INDUSTRIAL APPLICABILITY
(82) This invention exhibits industrial applicability in that it provides a pedal (or other human) powered water vehicle, using hydrofoil wings and a pedal (or other) driven prime mover, for transportation over a body of water.
(83) Another object of the present invention is to provide a pedal powered hydrofoil water vehicle which can be started from a standstill substantially entirely submerged, and a rider can ride up out of the water until most of the vehicle other than the hydrofoils is above the water's surface.
(84) Another object of the present invention is to provide a hydrofoil human powered vehicle for passing over bodies of water.
(85) Another object of the present invention is to provide a water vehicle which is human powered and efficiently transports a rider over the body of water.
(86) Another object of the present invention is to provide a human powered hydrofoil vehicle which can be fitted with various different hydrofoil wings which are interchangeable to vary performance characteristics of the vehicle.

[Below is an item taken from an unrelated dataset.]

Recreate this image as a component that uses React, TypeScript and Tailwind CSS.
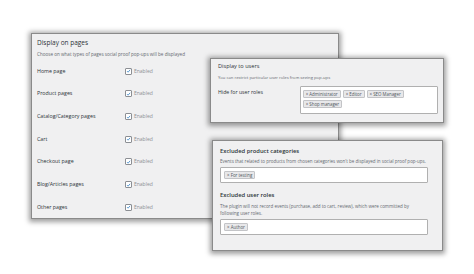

(87) Another object of the present invention is to provide a human powered vehicle for transportation over a body of water which includes limited buoyancy, such that the vehicle is close to neutrally buoyant and a single user can readily change the orientation of the vehicle in various different ways while in the water with the vehicle, to allow a rider to mount the vehicle before it is moving and to drive the vehicle from a submerged start into a planing orientation with most of the vehicle above a surface of the water, other than hydrofoils thereof.
(88) Another object of the present invention is to provide a hydrofoil vehicle which can be effectively launched from a dock or other platform above a surface of the water while a rider is upon the vehicle.
(89) Another object of the present invention is to provide a method for launching a human powered hydrofoil vehicle from a deep water start position.
(90) Another object of the present invention is to provide a method for launching a human powered hydrofoil vehicle from a dock or other platform elevated above a surface of the water.
(91) Another object of the present invention is to provide a human powered hydrofoil vehicle which can be conveniently disassembled into subparts sufficiently small to allow easy shipping and transportation thereof, such as in a car, for transport to a body of water for use.
(92) Other further objects of this invention which demonstrate its industrial applicability, will become apparent from a careful reading of the included detailed description, from a review of the enclosed drawings and from review of the claims included herein.